MR: I love to cook with local ingredients, many which I find [at] Regina Farmers’ Market. I then bring the flavors to life with respect, passion and some of my ma’s secret spices.
*Author's Note: If the Farmers’ Market doesn’t have something he wants, Chef Milton will simply plant it in his family’s garden, where he, his wife Louise (also a gifted chef) and two small daughters (Skye and Livia) grow fruits, vegetables, edible flowers, and herbs. A large portion of the space is devoted to a variety of mustard plants, one of his favorite ingredients.
JN: Who or what inspired you to become a chef?
MR: My Ma was [my] inspiration. She is still […] the best chef in the family.
JN: What was the first thing you cooked?
MR: A nice fluffy chorizo omelet.
JN: If you weren't a chef, what would you be?
MR: I was always interested in fine art. I think I would have explored that. For now, I get to use my inspiration on a plate instead of a canvas.
JN: What is the most exciting ingredient or cooking trend?
MR: Flavored vinegar….Flash pickling is fun.
JN: Is there an ingredient or food trend that you hate?

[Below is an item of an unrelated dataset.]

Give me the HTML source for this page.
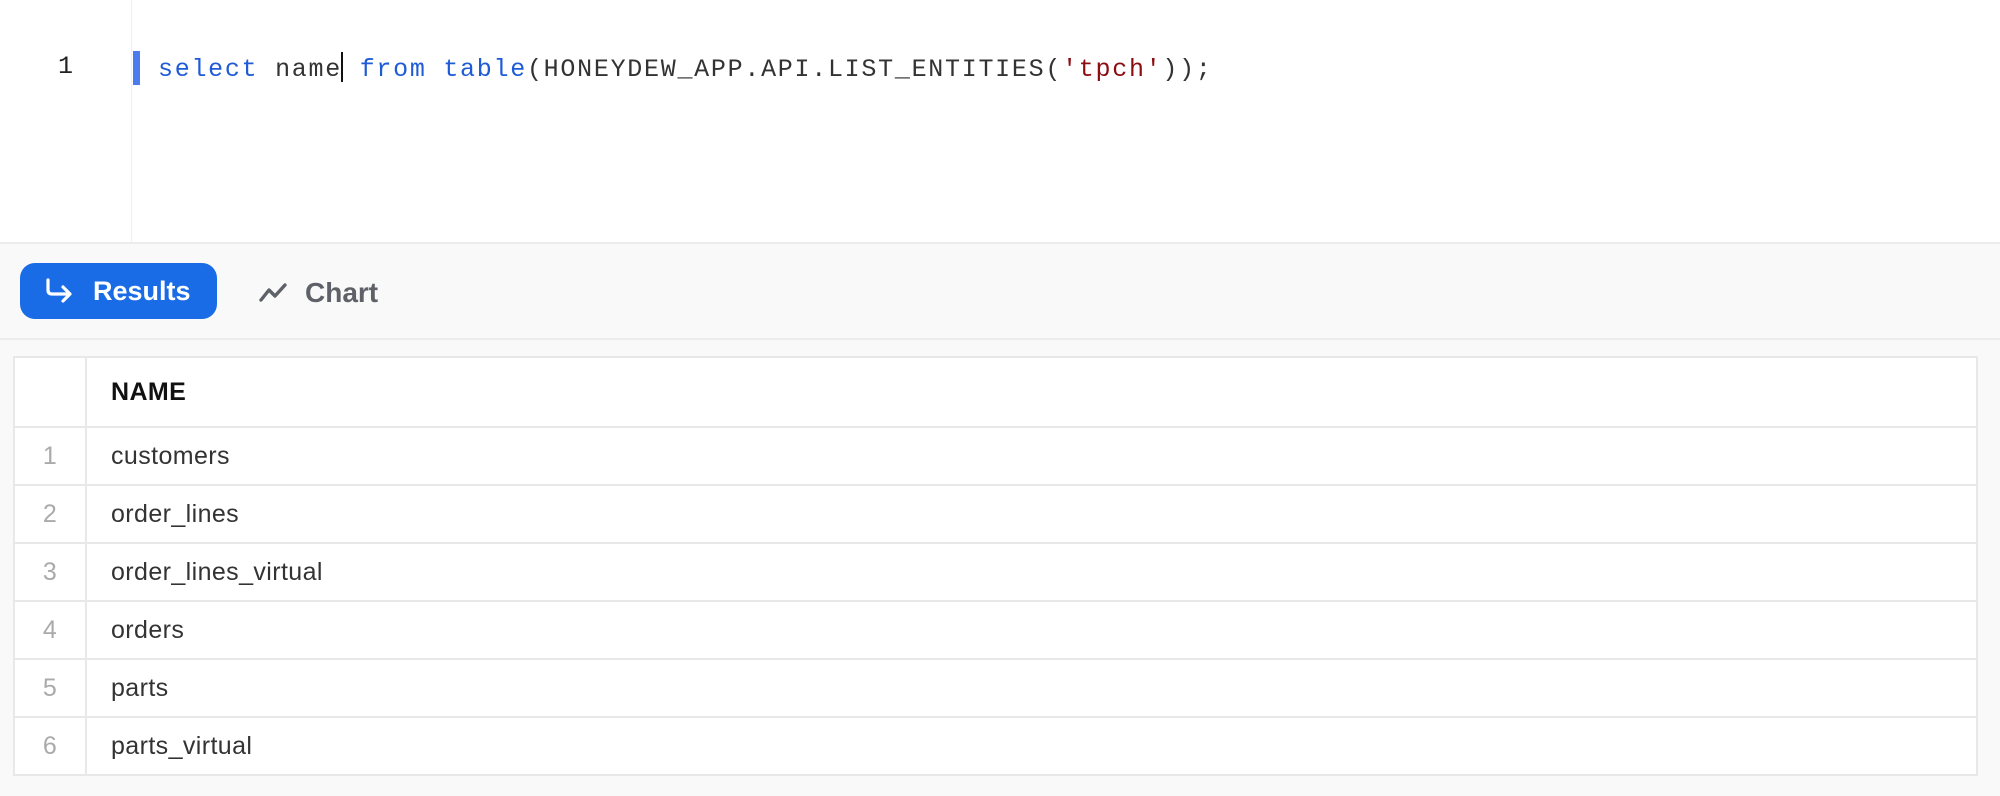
<!DOCTYPE html>
<html><head><style>
body{margin:0;width:2000px;height:796px;background:#f9f9f9;position:relative;overflow:hidden;font-family:"Liberation Sans",sans-serif}
.ed{position:absolute;left:0;top:0;width:2000px;height:242px;background:#fff;border-bottom:2px solid #ececec}
.gut{position:absolute;left:131px;top:0;width:1px;height:242px;background:#f0f0f0}
.ln{position:absolute;left:58px;top:52px;font:25px "Liberation Mono",monospace;color:#222}
.bar{position:absolute;left:133px;top:51px;width:7px;height:34px;background:#4a7cf0}
.code{position:absolute;left:158px;top:52px;font:25px "Liberation Mono",monospace;letter-spacing:1.72px;color:#333;white-space:pre}
.k{color:#1f5bd6}.s{color:#8b0d12}
.cur{display:inline-block;width:2px;height:30px;background:#111;vertical-align:-6px;margin-left:-1px}
.btn{position:absolute;left:20px;top:263px;width:197px;height:56px;background:#1a6ce6;border-radius:15px;color:#fff;font-weight:bold;font-size:27px}
.btn span{position:absolute;left:73px;top:13px}
.ch{position:absolute;left:305px;top:277px;font-weight:bold;font-size:28px;color:#5e6268}
.tb{position:absolute;left:0;top:338px;width:2000px;height:2px;background:#ececec}
table{position:absolute;left:13px;top:356px;width:1965px;border-collapse:collapse;background:#fff;font-size:25px;letter-spacing:0.4px;color:#333}
td{border:2px solid #e8e8e8;height:56px;padding:0}
td.i{width:70px;text-align:center;color:#aaa}
td.n{padding-left:24px}
tr.h td{height:68px;font-weight:bold;color:#111}
</style></head><body>
<div class="ed"><div class="gut"></div>
<div class="ln">1</div><div class="bar"></div>
<div class="code"><span class="k">select</span> name<span class="cur"></span> <span class="k">from</span> <span class="k">table</span>(HONEYDEW_APP.API.LIST_ENTITIES(<span class="s">'tpch'</span>));</div>
</div>
<div class="btn"><svg style="position:absolute;left:24px;top:15px" width="30" height="26" viewBox="0 0 30 26"><path d="M4 2 V12 Q4 16 8 16 H25 M19 9 L26 16 L19 23" fill="none" stroke="#fff" stroke-width="3.2" stroke-linecap="round" stroke-linejoin="round"/></svg><span>Results</span></div>
<svg style="position:absolute;left:258px;top:280px" width="30" height="24" viewBox="0 0 30 24"><path d="M3 20 L11 10 L17 16 L27 5" fill="none" stroke="#5e6268" stroke-width="3.4" stroke-linecap="round" stroke-linejoin="round"/></svg>
<div class="ch">Chart</div>
<div class="tb"></div>
<table>
<tr class="h"><td class="i"></td><td class="n">NAME</td></tr>
<tr><td class="i">1</td><td class="n">customers</td></tr>
<tr><td class="i">2</td><td class="n">order_lines</td></tr>
<tr><td class="i">3</td><td class="n">order_lines_virtual</td></tr>
<tr><td class="i">4</td><td class="n">orders</td></tr>
<tr><td class="i">5</td><td class="n">parts</td></tr>
<tr><td class="i">6</td><td class="n">parts_virtual</td></tr>
</table>
</body></html>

MR: I stay away from any ingredient that is not sustainable or produced/processed with ethical practices. For example, force-fed geese for foie gras or shark fin.
JN: What is your proudest culinary moment?
MR: Winning the Bronze medal at the Canadian Culinary Championship 2013 in Kelowna. Being the first chef from Saskatchewan to ever place in the top three of Canada.
JN: Can you name some of the famous people you've cooked for?
MR: I have had the privilege to cook for His Highness Prince Charles and Camilla, Prime Minister Stephen Harper, Governor General of Canada David Johnston, President Bill Clinton, Crown Prince of Saudi Arabia Salman Bin Abdulaziz, Princess of Pataudi Sharmila Tagore, Sir Paul McCartney, and Michael Bublé.
JN: If you were going to get a culinary tattoo, what would it be?
MR: Culinary trends keep changing but tattoos stay. I have culinary engraved on my heart.
JN: What would you choose for your final supper?
MR: Fresh oyster, finest caviar, and champagne. Go out in style!
JN: If you could spend a month studying the local cuisine of a country, which one would it be?
MR: The cuisine of Peru and Chile.
JN: What comfort food do you make for yourself after a bad day?
MR: I always save a big bag of salty potato chips for a rainy day.
JN: What did your mom pack in your lunch box?
MR: I had the best lunch box when I was growing up. Spiced vegetable stuffed flat breads (Parathas) with spicy carrot pickle, rice crêpes with cardamom flavored coconut and jaggery. It was a pleasant surprise every day.
JN: What is the strangest food you’ve ever eaten?
MR: During my travels to China, I […] tried everything that my wife Louise would recommend. Of course, she [would] not tell me what I [had] tasted till I […] had a big chunk of it. But I guess I will try anything for the first time.
JN: And how did you meet your wife?
MR: My wife was born in Chengdu, Sichuan province, China. I met Louise by sheer destiny. She was studying textile and fashion designing at University of Alberta but in her third year of her Degree program she switched to the culinary program at NAIT (Culinary School in Edmonton). I was doing a vegetable and fruit demo there and for the first time I found a student who was blessed with better skills and attention to detail than I.
Morning Glory Cookies a.k.a. “The Bill Clinton Cookie”
Makes: 24 cookies from 1.5 ounce scoop
- 284 gm butter
- 500 gm brown sugar
- 5 gm salt
- 3 nos (135ml) eggs
- 10 ml vanilla
- 30 ml water
- 375 gm pastry flour
- 15 gm baking powder
- 8 gm baking soda
- 315 gm rolled oats
- 75 gm chopped pecans
- 75 gm shredded coconut
- 75 gm shredded carrots
- 75 gm raisins
In a mixing bowl cream butter to light and fluffy consistency. Mix in brown sugar and salt, whip until evenly mixed and creamy. Lightly whip eggs and add to the butter/sugar mixture. When evenly mixed, add water and vanilla. In a separate bowl, sieve flour, baking powder and baking soda. Add flour to the mixture and mix evenly.
Finally, add all of the remaining ingredients—rolled oats, chopped pecan, coconut, and raisins.
1.5 ounce scoops should make approximately 24 cookies. Scoop onto a parchment paper/baking tray at 350 °F for 14 minutes.
Note: This is just the starting point. Feel free to embellish with a variety of your favorite nuts, seeds and dried fruit.